***** Supplied material

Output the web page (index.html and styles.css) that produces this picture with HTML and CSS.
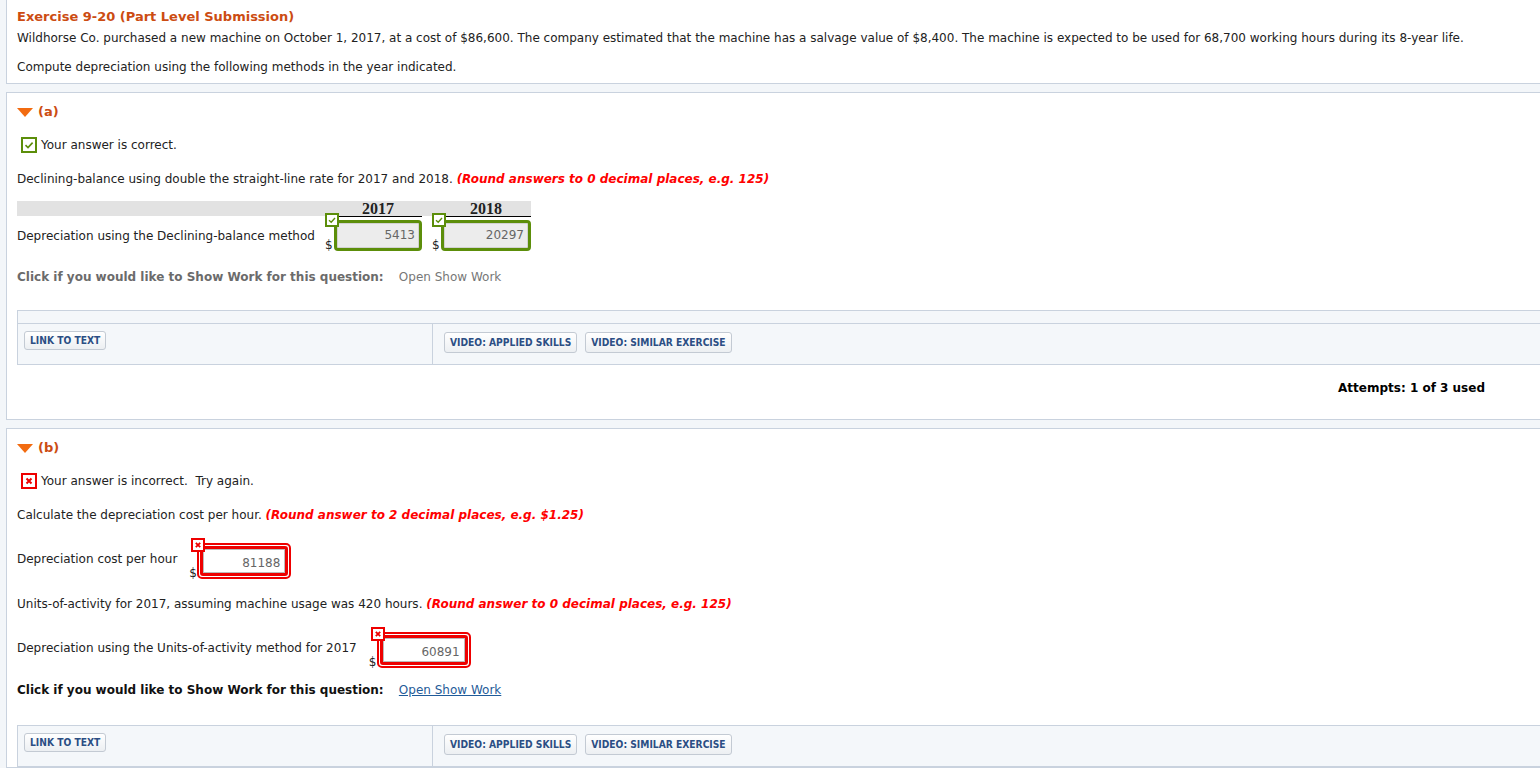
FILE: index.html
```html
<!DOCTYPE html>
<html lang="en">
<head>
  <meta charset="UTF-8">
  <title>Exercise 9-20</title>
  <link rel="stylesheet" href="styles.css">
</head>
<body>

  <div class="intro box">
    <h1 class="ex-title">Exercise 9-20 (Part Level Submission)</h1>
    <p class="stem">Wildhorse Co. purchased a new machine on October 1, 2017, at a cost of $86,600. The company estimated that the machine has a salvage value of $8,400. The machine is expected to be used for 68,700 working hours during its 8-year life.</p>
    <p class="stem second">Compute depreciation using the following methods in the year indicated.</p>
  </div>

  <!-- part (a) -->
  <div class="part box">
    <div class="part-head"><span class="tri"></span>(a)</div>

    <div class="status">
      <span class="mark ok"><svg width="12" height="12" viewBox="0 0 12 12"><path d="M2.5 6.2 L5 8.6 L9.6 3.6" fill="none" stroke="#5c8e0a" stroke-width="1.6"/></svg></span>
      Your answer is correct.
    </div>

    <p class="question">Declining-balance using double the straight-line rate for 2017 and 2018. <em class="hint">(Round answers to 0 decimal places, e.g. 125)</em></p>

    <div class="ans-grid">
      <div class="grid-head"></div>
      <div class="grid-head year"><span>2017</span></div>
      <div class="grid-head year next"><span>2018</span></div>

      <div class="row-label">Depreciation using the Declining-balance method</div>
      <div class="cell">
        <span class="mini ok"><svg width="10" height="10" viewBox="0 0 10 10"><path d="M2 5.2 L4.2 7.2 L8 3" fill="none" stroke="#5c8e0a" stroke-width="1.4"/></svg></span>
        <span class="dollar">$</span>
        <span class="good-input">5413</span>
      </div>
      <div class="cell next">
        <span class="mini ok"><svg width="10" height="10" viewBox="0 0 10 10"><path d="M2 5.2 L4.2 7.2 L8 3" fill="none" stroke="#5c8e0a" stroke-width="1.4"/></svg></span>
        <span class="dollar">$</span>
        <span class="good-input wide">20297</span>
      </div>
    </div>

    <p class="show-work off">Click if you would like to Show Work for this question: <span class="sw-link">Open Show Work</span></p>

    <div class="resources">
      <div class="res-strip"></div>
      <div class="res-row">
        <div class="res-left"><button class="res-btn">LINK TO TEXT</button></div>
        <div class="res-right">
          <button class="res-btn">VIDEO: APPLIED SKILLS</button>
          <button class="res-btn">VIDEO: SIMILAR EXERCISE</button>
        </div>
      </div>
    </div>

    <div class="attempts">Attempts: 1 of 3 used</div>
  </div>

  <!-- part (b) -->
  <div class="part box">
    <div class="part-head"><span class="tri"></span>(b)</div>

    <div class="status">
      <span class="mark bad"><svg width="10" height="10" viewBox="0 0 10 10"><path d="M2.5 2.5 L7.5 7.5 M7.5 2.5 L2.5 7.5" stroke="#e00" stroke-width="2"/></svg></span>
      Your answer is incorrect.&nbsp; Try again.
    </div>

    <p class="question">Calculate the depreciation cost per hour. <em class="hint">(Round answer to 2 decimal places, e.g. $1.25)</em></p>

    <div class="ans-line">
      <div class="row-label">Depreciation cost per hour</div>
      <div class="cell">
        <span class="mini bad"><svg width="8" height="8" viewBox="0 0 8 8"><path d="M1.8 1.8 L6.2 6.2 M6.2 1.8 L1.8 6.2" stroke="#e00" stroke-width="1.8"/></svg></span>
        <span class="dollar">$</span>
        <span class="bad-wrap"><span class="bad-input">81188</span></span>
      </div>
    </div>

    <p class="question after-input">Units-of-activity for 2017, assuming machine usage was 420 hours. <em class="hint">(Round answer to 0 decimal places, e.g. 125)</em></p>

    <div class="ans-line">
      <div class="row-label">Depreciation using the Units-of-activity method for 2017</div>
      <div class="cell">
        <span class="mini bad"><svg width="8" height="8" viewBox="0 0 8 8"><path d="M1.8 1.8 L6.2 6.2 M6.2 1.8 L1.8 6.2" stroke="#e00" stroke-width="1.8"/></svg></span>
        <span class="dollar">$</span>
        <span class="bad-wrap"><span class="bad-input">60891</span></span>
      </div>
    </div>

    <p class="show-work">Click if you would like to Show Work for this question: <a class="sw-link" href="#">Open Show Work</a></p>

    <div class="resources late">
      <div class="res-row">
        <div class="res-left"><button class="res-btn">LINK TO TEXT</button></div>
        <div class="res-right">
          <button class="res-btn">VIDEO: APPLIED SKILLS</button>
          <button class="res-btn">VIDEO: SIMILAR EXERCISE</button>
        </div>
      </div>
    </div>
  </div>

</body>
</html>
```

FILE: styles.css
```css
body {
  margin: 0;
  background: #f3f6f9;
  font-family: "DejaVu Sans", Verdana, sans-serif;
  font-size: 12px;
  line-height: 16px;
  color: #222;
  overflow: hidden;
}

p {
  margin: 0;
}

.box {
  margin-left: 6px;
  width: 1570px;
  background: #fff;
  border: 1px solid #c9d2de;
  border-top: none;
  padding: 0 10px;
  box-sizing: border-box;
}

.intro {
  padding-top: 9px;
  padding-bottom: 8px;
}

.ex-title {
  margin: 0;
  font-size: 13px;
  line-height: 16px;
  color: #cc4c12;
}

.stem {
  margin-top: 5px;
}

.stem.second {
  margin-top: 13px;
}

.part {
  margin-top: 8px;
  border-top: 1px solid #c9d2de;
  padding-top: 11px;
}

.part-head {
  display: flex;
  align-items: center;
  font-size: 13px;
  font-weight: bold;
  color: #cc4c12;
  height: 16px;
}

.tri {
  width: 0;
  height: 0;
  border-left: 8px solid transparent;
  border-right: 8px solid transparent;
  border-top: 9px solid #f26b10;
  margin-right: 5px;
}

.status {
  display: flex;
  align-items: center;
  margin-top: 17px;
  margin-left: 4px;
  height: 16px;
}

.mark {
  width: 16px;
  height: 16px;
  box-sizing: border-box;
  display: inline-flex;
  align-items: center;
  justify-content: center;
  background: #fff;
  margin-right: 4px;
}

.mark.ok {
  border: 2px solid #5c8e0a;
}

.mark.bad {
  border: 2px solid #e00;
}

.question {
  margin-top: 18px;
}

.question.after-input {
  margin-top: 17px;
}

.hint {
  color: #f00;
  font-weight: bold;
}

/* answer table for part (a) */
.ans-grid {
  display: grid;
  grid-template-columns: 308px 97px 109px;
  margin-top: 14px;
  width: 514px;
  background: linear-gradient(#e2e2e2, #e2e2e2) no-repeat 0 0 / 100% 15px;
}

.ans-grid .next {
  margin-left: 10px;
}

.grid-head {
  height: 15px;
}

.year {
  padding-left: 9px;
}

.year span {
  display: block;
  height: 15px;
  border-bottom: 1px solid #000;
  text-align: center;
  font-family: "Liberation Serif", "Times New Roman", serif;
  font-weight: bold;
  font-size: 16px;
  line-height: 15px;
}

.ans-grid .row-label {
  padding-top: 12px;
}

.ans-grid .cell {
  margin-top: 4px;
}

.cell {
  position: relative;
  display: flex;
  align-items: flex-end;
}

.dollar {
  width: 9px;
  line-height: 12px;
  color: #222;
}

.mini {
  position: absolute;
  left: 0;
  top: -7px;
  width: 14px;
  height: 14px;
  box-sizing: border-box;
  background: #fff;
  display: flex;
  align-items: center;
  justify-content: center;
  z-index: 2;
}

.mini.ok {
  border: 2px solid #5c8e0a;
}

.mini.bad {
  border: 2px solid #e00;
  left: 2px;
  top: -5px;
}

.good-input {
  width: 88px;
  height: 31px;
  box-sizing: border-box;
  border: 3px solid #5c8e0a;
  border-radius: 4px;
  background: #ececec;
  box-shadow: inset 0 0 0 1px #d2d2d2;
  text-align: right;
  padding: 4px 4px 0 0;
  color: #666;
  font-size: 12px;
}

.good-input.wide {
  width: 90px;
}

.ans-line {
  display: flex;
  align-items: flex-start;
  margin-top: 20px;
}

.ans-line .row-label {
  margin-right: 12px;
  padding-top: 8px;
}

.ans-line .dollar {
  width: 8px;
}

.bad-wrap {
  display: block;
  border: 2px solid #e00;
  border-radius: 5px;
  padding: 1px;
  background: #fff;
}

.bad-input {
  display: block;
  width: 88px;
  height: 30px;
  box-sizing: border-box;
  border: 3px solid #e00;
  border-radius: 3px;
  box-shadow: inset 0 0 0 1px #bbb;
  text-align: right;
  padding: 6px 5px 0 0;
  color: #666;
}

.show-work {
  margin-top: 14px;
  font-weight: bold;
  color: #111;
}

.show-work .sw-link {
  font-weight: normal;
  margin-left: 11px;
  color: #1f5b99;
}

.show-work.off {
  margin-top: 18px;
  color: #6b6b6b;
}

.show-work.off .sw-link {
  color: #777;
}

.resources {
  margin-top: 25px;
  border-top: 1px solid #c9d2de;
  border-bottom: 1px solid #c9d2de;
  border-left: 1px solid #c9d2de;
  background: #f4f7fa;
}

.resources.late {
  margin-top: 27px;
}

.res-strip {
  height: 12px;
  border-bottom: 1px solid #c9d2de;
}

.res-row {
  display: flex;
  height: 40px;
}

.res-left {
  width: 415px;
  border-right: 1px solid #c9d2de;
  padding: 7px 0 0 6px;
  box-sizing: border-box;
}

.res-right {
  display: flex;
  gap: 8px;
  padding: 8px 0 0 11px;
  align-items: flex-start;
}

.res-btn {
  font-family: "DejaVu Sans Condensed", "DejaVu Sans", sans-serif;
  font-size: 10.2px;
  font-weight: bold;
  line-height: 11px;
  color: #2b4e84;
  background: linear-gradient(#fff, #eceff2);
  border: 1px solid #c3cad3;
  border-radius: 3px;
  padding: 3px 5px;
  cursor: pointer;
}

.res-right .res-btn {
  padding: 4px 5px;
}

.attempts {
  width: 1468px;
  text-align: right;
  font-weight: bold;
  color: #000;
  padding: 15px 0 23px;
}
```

**********

### Aim
All lines above with "this" in them should be returned.

### Full output
Output the web page (index.html and styles.css) that produces this picture with HTML and CSS.
    <p class="show-work off">Click if you would like to Show Work for this question: <span class="sw-link">Open Show Work</span></p>
    <p class="show-work">Click if you would like to Show Work for this question: <a class="sw-link" href="#">Open Show Work</a></p>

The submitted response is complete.